Nomadland refleja esa forma de vida libertaria, al margen del sistema, genuinamente americana e impensable en Europa, heredera del movimiento beatnik (también aparecen jóvenes en la película, desarraigados y anclados en la filosofía nihilista del no future), que abraza un amplio sector de la población que se ha quedado al mismo tiempo sin trabajo, sin recursos (las escasas pensiones no dan para tener una casa) y han perdido, como consecuencia de lo anterior, los lazos afectivos con los suyos en un país tan reciente en su formación y composición humana que nadie ha echado todavía raíces y se está asentando.
Un tono monocorde impregna todo el film rodado con una cámara neutra que recoge ese día a día repetitivo que acerca Nomadland al documental (muchos de los secundarios no son actores sino miembros de esa comunidad y responden por sus propios nombres) por su realismo. Nomadland es un film de silencios, miradas al vacío, y horizontes inmensos al que la banda sonora excelente de Ludovico Einaudi y algunas piezas country ayudan en su punteado.
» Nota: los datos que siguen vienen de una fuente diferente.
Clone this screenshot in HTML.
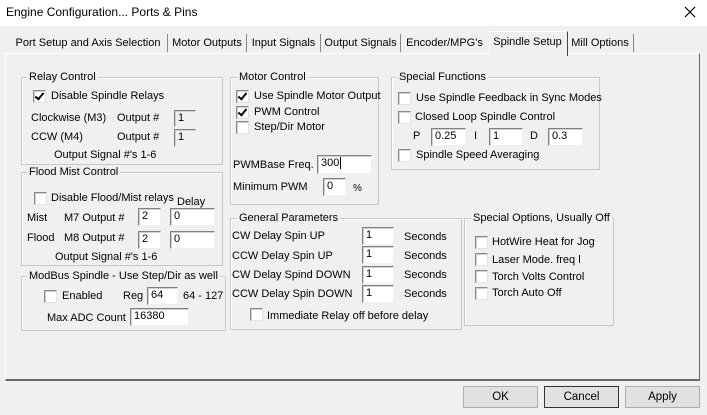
<!DOCTYPE html>
<html><head><meta charset="utf-8"><style>
body{margin:0;width:707px;height:415px;background:#f0f0f0;position:relative;overflow:hidden;font-family:"Liberation Sans",sans-serif;font-size:11px;color:#000}
.a{position:absolute;white-space:nowrap;line-height:14px}
.g{position:absolute;border:1px solid #c8c8c8;box-shadow:inset 1px 1px 0 #fff}
.gl{position:absolute;background:#f0f0f0;padding:0 2px;line-height:14px;white-space:nowrap}
.cb{position:absolute;width:11px;height:11px;border:1px solid #8a8a8a;background:#fff;border-right-color:#e3e3e3;border-bottom-color:#e3e3e3;box-shadow:inset 1px 1px 0 #d0d0d0}
.cb.c::after{content:"";position:absolute;left:3px;top:0px;width:3px;height:7px;border:solid #000;border-width:0 2px 2px 0;transform:rotate(40deg)}
.in{position:absolute;background:#fff;border-top:1px solid #808080;border-left:1px solid #808080;border-right:1px solid #f0f0f0;border-bottom:1px solid #f0f0f0;box-shadow:inset 1px 1px 0 #d0d0d0;line-height:15px;padding-left:3px;box-sizing:border-box}
.in.d{background:#f0f0f0}
.tab{position:absolute;top:34px;height:18px;line-height:18px;border-right:1px solid #888;text-align:center;white-space:nowrap;box-sizing:border-box}
.btn{position:absolute;top:386px;height:22px;width:75px;background:#e1e1e1;border:1px solid #adadad;text-align:center;line-height:20px;box-sizing:border-box;font-size:11.5px}
</style></head><body>
<div style="position:absolute;left:0;top:0;width:707px;height:26px;background:#fff"></div>
<div class="a" style="left:6px;top:5px;font-size:12px">Engine Configuration... Ports &amp; Pins</div>
<svg style="position:absolute;left:684px;top:6px" width="12" height="12"><path d="M1 1L11 11M11 1L1 11" stroke="#000" stroke-width="1.2"/></svg>

<div style="position:absolute;left:5px;top:53px;width:693px;height:325px;border-left:1px solid #fff;border-top:1px solid #fff;border-right:1px solid #696969;border-bottom:2px solid #696969;box-sizing:content-box"></div>
<div class="tab" style="left:9px;width:159px">Port Setup and Axis Selection</div>
<div class="tab" style="left:168px;width:79px">Motor Outputs</div>
<div class="tab" style="left:247px;width:74px">Input Signals</div>
<div class="tab" style="left:321px;width:80px">Output Signals</div>
<div class="tab" style="left:401px;width:87px;border-right:none">Encoder/MPG's</div>
<div style="position:absolute;left:489px;top:31px;width:77px;height:24px;background:#f0f0f0;border-top:1px solid #fff;border-left:1px solid #fff;border-right:1px solid #444"></div>
<div class="a" style="left:489px;top:35px;width:77px;text-align:center">Spindle Setup</div>
<div class="tab" style="left:567px;width:67px">Mill Options</div>

<!-- Relay -->
<div class="g" style="left:21px;top:77px;width:200px;height:86px"></div>
<div class="gl" style="left:27px;top:70px">Relay Control</div>
<div class="cb c" style="left:33px;top:90px"></div><div class="a" style="left:51px;top:89px">Disable Spindle Relays</div>
<div class="a" style="left:31px;top:111px">Clockwise (M3)</div><div class="a" style="left:117px;top:111px">Output #</div>
<div class="in d" style="left:174px;top:110px;width:22px;height:17px">1</div>
<div class="a" style="left:31px;top:130px">CCW (M4)</div><div class="a" style="left:117px;top:130px">Output #</div>
<div class="in d" style="left:174px;top:129px;width:22px;height:18px">1</div>
<div class="a" style="left:54px;top:148px">Output Signal #'s 1-6</div>

<!-- Flood -->
<div class="g" style="left:21px;top:172px;width:200px;height:92px"></div>
<div class="gl" style="left:27px;top:165px">Flood Mist Control</div>
<div class="cb" style="left:34px;top:192px"></div><div class="a" style="left:51px;top:191px">Disable Flood/Mist relays</div>
<div class="a" style="left:177px;top:195px">Delay</div>
<div class="a" style="left:27px;top:211px">Mist</div><div class="a" style="left:64px;top:211px">M7 Output #</div>
<div class="in" style="left:138px;top:208px;width:23px;height:18px">2</div>
<div class="in" style="left:170px;top:208px;width:45px;height:18px">0</div>
<div class="a" style="left:27px;top:231px">Flood</div><div class="a" style="left:64px;top:231px">M8 Output #</div>
<div class="in" style="left:138px;top:231px;width:23px;height:18px">2</div>
<div class="in" style="left:170px;top:231px;width:45px;height:18px">0</div>
<div class="a" style="left:55px;top:250px">Output Signal #'s 1-6</div>

<!-- ModBus -->
<div class="g" style="left:21px;top:276px;width:203px;height:53px"></div>
<div class="gl" style="left:27px;top:269px">ModBus Spindle - Use Step/Dir as well</div>
<div class="cb" style="left:44px;top:290px"></div><div class="a" style="left:62px;top:289px">Enabled</div>
<div class="a" style="left:123px;top:289px">Reg</div>
<div class="in" style="left:147px;top:287px;width:31px;height:18px">64</div>
<div class="a" style="left:183px;top:289px">64 - 127</div>
<div class="a" style="left:47px;top:311px">Max ADC Count</div>
<div class="in" style="left:130px;top:308px;width:59px;height:18px">16380</div>

<!-- Motor -->
<div class="g" style="left:230px;top:77px;width:147px;height:126px"></div>
<div class="gl" style="left:237px;top:70px">Motor Control</div>
<div class="cb c" style="left:236px;top:90px"></div><div class="a" style="left:254px;top:89px">Use Spindle Motor Output</div>
<div class="cb c" style="left:236px;top:106px"></div><div class="a" style="left:254px;top:105px">PWM Control</div>
<div class="cb" style="left:236px;top:121px"></div><div class="a" style="left:254px;top:120px">Step/Dir Motor</div>
<div class="a" style="left:233px;top:158px">PWMBase Freq.</div>
<div class="in" style="left:317px;top:155px;width:55px;height:19px">300<span style="border-left:1px solid #000;margin-left:1px"></span></div>
<div class="a" style="left:233px;top:180px">Minimum PWM</div>
<div class="in" style="left:323px;top:178px;width:23px;height:18px">0</div>
<div class="a" style="left:353px;top:182px;font-size:10px">%</div>

<!-- Special Functions -->
<div class="g" style="left:391px;top:77px;width:207px;height:91px"></div>
<div class="gl" style="left:397px;top:70px">Special Functions</div>
<div class="cb" style="left:398px;top:92px"></div><div class="a" style="left:416px;top:91px">Use Spindle Feedback in Sync Modes</div>
<div class="cb" style="left:398px;top:111px"></div><div class="a" style="left:415px;top:110px">Closed Loop Spindle Control</div>
<div class="a" style="left:413px;top:129px">P</div>
<div class="in" style="left:431px;top:128px;width:35px;height:18px">0.25</div>
<div class="a" style="left:474px;top:129px">I</div>
<div class="in" style="left:489px;top:128px;width:34px;height:18px">1</div>
<div class="a" style="left:530px;top:129px">D</div>
<div class="in" style="left:548px;top:128px;width:35px;height:18px">0.3</div>
<div class="cb" style="left:398px;top:149px"></div><div class="a" style="left:416px;top:148px">Spindle Speed Averaging</div>

<!-- General -->
<div class="g" style="left:230px;top:218px;width:230px;height:110px"></div>
<div class="gl" style="left:237px;top:211px">General Parameters</div>
<div class="a" style="left:232px;top:229px">CW Delay Spin UP</div>
<div class="a" style="left:232px;top:249px">CCW Delay Spin UP</div>
<div class="a" style="left:232px;top:268px">CW Delay Spind DOWN</div>
<div class="a" style="left:232px;top:287px">CCW Delay Spin DOWN</div>
<div class="in" style="left:362px;top:227px;width:32px;height:18px">1</div>
<div class="in" style="left:362px;top:246px;width:32px;height:18px">1</div>
<div class="in" style="left:362px;top:266px;width:32px;height:18px">1</div>
<div class="in" style="left:362px;top:285px;width:32px;height:18px">1</div>
<div class="a" style="left:404px;top:230px">Seconds</div>
<div class="a" style="left:404px;top:249px">Seconds</div>
<div class="a" style="left:404px;top:268px">Seconds</div>
<div class="a" style="left:404px;top:287px">Seconds</div>
<div class="cb" style="left:250px;top:308px"></div><div class="a" style="left:267px;top:309px">Immediate Relay off before delay</div>

<!-- Special Options -->
<div class="g" style="left:464px;top:218px;width:148px;height:106px"></div>
<div class="gl" style="left:471px;top:211px">Special Options, Usually Off</div>
<div class="cb" style="left:475px;top:236px"></div><div class="a" style="left:492px;top:235px">HotWire Heat for Jog</div>
<div class="cb" style="left:475px;top:253px"></div><div class="a" style="left:492px;top:253px">Laser Mode. freq l</div>
<div class="cb" style="left:475px;top:270px"></div><div class="a" style="left:492px;top:270px">Torch Volts Control</div>
<div class="cb" style="left:475px;top:287px"></div><div class="a" style="left:492px;top:286px">Torch Auto Off</div>

<div class="btn" style="left:463px">OK</div>
<div class="btn" style="left:544px;border-color:#333">Cancel</div>
<div class="btn" style="left:625px">Apply</div>
</body></html>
Fern celebra el año nuevo con una bengala que agita en sus manos y se pasea con ella por todo ese aparcamiento gigantesco de caravanas de los que trabajan en la temporada de invierno en Amazon, en cuyos interiores se cuecen dramas como el suyo, gritando Feliz año nuevo y nadie le responde: paradigma de esa enorme soledad.
Nomadlan, que podría ser perfectamente un western sin tiroteos, cabalgadas ni épica (sus personajes intercambian impresiones por la noche al calor de una fogata, como hacían los pioneros; las caravanas y las furgonetas son los modernos carromatos de estos longevos personajes), una revisitación crepuscular de On the road de Jack Keruac (Nos vemos en la carretera, suelen decir los personajes de la película al despedirse), o la puesta al día de Las uvas de la ira de John Steinbeck, hace un homenaje especial a Centauros del desierto del gran John Ford: Fern regresa a su abandonado hogar en Empire, ese vacío en el mapa de EE.UU que perdió hasta su código postal y en el que fue feliz con su marido, cuando ambos tenían trabajo y nada hacía suponer la miseria del presente, abre la puerta que da al exterior y se enfrenta a ese desierto nevado hasta el horizonte que vuelve una y otra vez a su memoria. Libre en su soledad asumida.